§ SET PROBLEM:
Copy the listing below in full and skip every picture.

§ RECORDS FOR PROCESSING:
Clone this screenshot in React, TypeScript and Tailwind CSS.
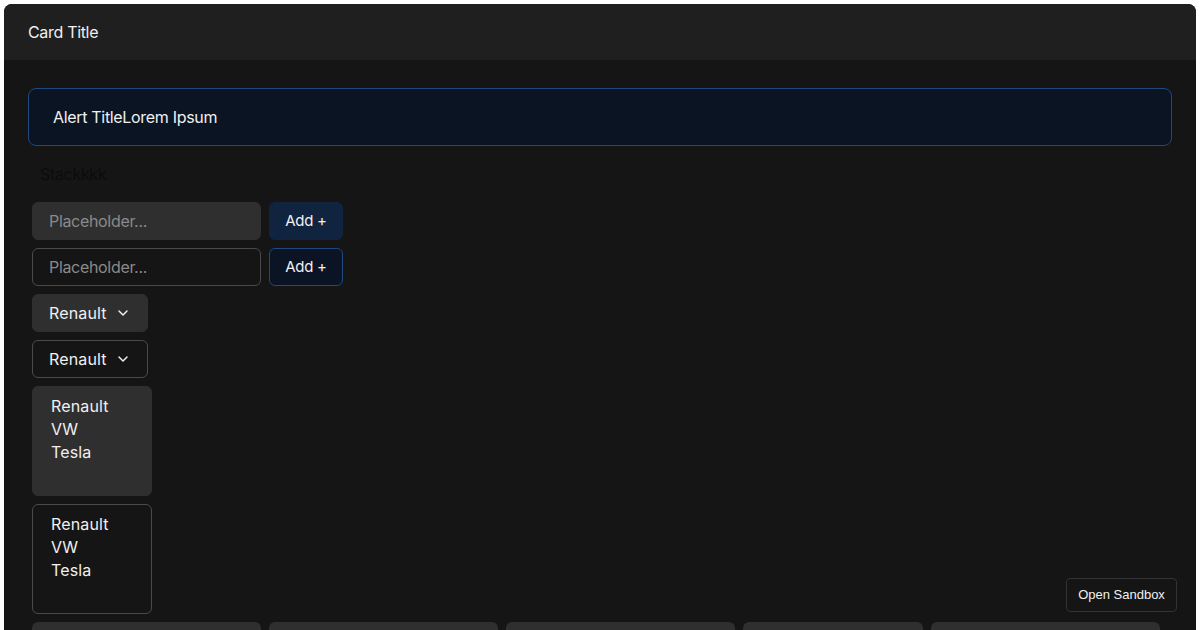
import React from "react";

const font = { fontFamily: "Inter, 'Noto Sans', sans-serif" };

function Chevron() {
  return (
    <svg width="16" height="16" viewBox="0 0 24 24" fill="none" stroke="currentColor" strokeWidth="2.2" strokeLinecap="round" strokeLinejoin="round">
      <path d="M6 9l6 6 6-6" />
    </svg>
  );
}

export default function App() {
  return (
    <div className="bg-white p-1 overflow-hidden h-[630px]" style={font}>
      <div className="rounded-t-lg overflow-hidden bg-[#151515] h-[700px]">
        <div className="h-14 bg-[#1f1f1f] px-6 flex items-center text-[16px] text-[#f0f0f0] tracking-[-0.02em]">Card Title</div>
        <div className="px-6 pt-7">
          <div className="h-[58px] rounded-lg border border-[#1e4a80] bg-[#0a1422] px-6 flex items-center text-[16px] text-[#f0f0f0] tracking-[-0.02em]">
            Alert TitleLorem Ipsum
          </div>
          <div className="mt-4 ml-1 flex flex-col gap-2 items-start">
            <p className="pl-2 h-6 leading-6 text-[16px] text-[#0c0c0c] mb-2 tracking-[-0.02em]">Stackkkk</p>
            <div className="flex gap-2">
              <div className="w-[229px] h-[38px] rounded-md bg-[#2f2f2f] border border-[#2f2f2f] px-4 flex items-center text-[16px] text-[#8a8a8a] tracking-[-0.02em]">Placeholder...</div>
              <div className="w-[74px] h-[38px] rounded-md bg-[#10243f] border border-[#10243f] flex items-center justify-center text-[15px] text-[#f0f0f0] tracking-[-0.02em]">Add +</div>
            </div>
            <div className="flex gap-2">
              <div className="w-[229px] h-[38px] rounded-md border border-[#4a4a4a] px-4 flex items-center text-[16px] text-[#8a8a8a] tracking-[-0.02em]">Placeholder...</div>
              <div className="w-[74px] h-[38px] rounded-md bg-[#0a1424] border border-[#1e4a80] flex items-center justify-center text-[15px] text-[#f0f0f0] tracking-[-0.02em]">Add +</div>
            </div>
            <div className="w-[116px] h-[38px] rounded-md bg-[#2f2f2f] border border-[#2f2f2f] px-4 flex items-center gap-[8px] text-[16px] text-[#f0f0f0] tracking-[0.01em]">
              Renault <Chevron />
            </div>
            <div className="w-[116px] h-[38px] rounded-md border border-[#4a4a4a] px-4 flex items-center gap-[8px] text-[16px] text-[#f0f0f0] tracking-[0.01em]">
              Renault <Chevron />
            </div>
            <div className="w-[120px] h-[110px] rounded-md bg-[#2f2f2f] border border-[#2f2f2f] px-[18px] pt-[8px] text-[16px] leading-[23px] text-[#f0f0f0] tracking-[0.01em]">
              <div>Renault</div>
              <div>VW</div>
              <div>Tesla</div>
            </div>
            <div className="w-[120px] h-[110px] rounded-md border border-[#4a4a4a] px-[18px] pt-[8px] text-[16px] leading-[23px] text-[#f0f0f0] tracking-[0.01em]">
              <div>Renault</div>
              <div>VW</div>
              <div>Tesla</div>
            </div>
            <div className="flex gap-2">
              <div className="w-[229px] h-[38px] rounded-md bg-[#2f2f2f]" />
              <div className="w-[229px] h-[38px] rounded-md bg-[#2f2f2f]" />
              <div className="w-[229px] h-[38px] rounded-md bg-[#2f2f2f]" />
              <div className="w-[180px] h-[38px] rounded-md bg-[#2f2f2f]" />
              <div className="w-[229px] h-[38px] rounded-md bg-[#2f2f2f]" />
            </div>
          </div>
        </div>
      </div>
      <button className="fixed right-[23px] bottom-[18px] w-[111px] h-[34px] rounded-[4px] border border-[#333] bg-[#151515] text-[13px] text-[#f0f0f0]" style={{ fontFamily: "'Liberation Sans', Arial, sans-serif" }}>
        Open Sandbox
      </button>
    </div>
  );
}
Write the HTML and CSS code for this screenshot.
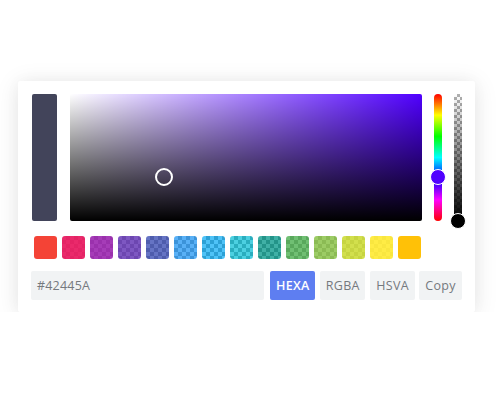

§ ANSWER TO THIS TASK:
Clone this screenshot in React, TypeScript and Tailwind CSS.
import React from "react";

const font = { fontFamily: "Inter, 'Noto Sans', sans-serif" };

function Chevron() {
  return (
    <svg width="16" height="16" viewBox="0 0 24 24" fill="none" stroke="currentColor" strokeWidth="2.2" strokeLinecap="round" strokeLinejoin="round">
      <path d="M6 9l6 6 6-6" />
    </svg>
  );
}

export default function App() {
  return (
    <div className="bg-white p-1 overflow-hidden h-[630px]" style={font}>
      <div className="rounded-t-lg overflow-hidden bg-[#151515] h-[700px]">
        <div className="h-14 bg-[#1f1f1f] px-6 flex items-center text-[16px] text-[#f0f0f0] tracking-[-0.02em]">Card Title</div>
        <div className="px-6 pt-7">
          <div className="h-[58px] rounded-lg border border-[#1e4a80] bg-[#0a1422] px-6 flex items-center text-[16px] text-[#f0f0f0] tracking-[-0.02em]">
            Alert TitleLorem Ipsum
          </div>
          <div className="mt-4 ml-1 flex flex-col gap-2 items-start">
            <p className="pl-2 h-6 leading-6 text-[16px] text-[#0c0c0c] mb-2 tracking-[-0.02em]">Stackkkk</p>
            <div className="flex gap-2">
              <div className="w-[229px] h-[38px] rounded-md bg-[#2f2f2f] border border-[#2f2f2f] px-4 flex items-center text-[16px] text-[#8a8a8a] tracking-[-0.02em]">Placeholder...</div>
              <div className="w-[74px] h-[38px] rounded-md bg-[#10243f] border border-[#10243f] flex items-center justify-center text-[15px] text-[#f0f0f0] tracking-[-0.02em]">Add +</div>
            </div>
            <div className="flex gap-2">
              <div className="w-[229px] h-[38px] rounded-md border border-[#4a4a4a] px-4 flex items-center text-[16px] text-[#8a8a8a] tracking-[-0.02em]">Placeholder...</div>
              <div className="w-[74px] h-[38px] rounded-md bg-[#0a1424] border border-[#1e4a80] flex items-center justify-center text-[15px] text-[#f0f0f0] tracking-[-0.02em]">Add +</div>
            </div>
            <div className="w-[116px] h-[38px] rounded-md bg-[#2f2f2f] border border-[#2f2f2f] px-4 flex items-center gap-[8px] text-[16px] text-[#f0f0f0] tracking-[0.01em]">
              Renault <Chevron />
            </div>
            <div className="w-[116px] h-[38px] rounded-md border border-[#4a4a4a] px-4 flex items-center gap-[8px] text-[16px] text-[#f0f0f0] tracking-[0.01em]">
              Renault <Chevron />
            </div>
            <div className="w-[120px] h-[110px] rounded-md bg-[#2f2f2f] border border-[#2f2f2f] px-[18px] pt-[8px] text-[16px] leading-[23px] text-[#f0f0f0] tracking-[0.01em]">
              <div>Renault</div>
              <div>VW</div>
              <div>Tesla</div>
            </div>
            <div className="w-[120px] h-[110px] rounded-md border border-[#4a4a4a] px-[18px] pt-[8px] text-[16px] leading-[23px] text-[#f0f0f0] tracking-[0.01em]">
              <div>Renault</div>
              <div>VW</div>
              <div>Tesla</div>
            </div>
            <div className="flex gap-2">
              <div className="w-[229px] h-[38px] rounded-md bg-[#2f2f2f]" />
              <div className="w-[229px] h-[38px] rounded-md bg-[#2f2f2f]" />
              <div className="w-[229px] h-[38px] rounded-md bg-[#2f2f2f]" />
              <div className="w-[180px] h-[38px] rounded-md bg-[#2f2f2f]" />
              <div className="w-[229px] h-[38px] rounded-md bg-[#2f2f2f]" />
            </div>
          </div>
        </div>
      </div>
      <button className="fixed right-[23px] bottom-[18px] w-[111px] h-[34px] rounded-[4px] border border-[#333] bg-[#151515] text-[13px] text-[#f0f0f0]" style={{ fontFamily: "'Liberation Sans', Arial, sans-serif" }}>
        Open Sandbox
      </button>
    </div>
  );
}
Write the HTML and CSS code for this screenshot.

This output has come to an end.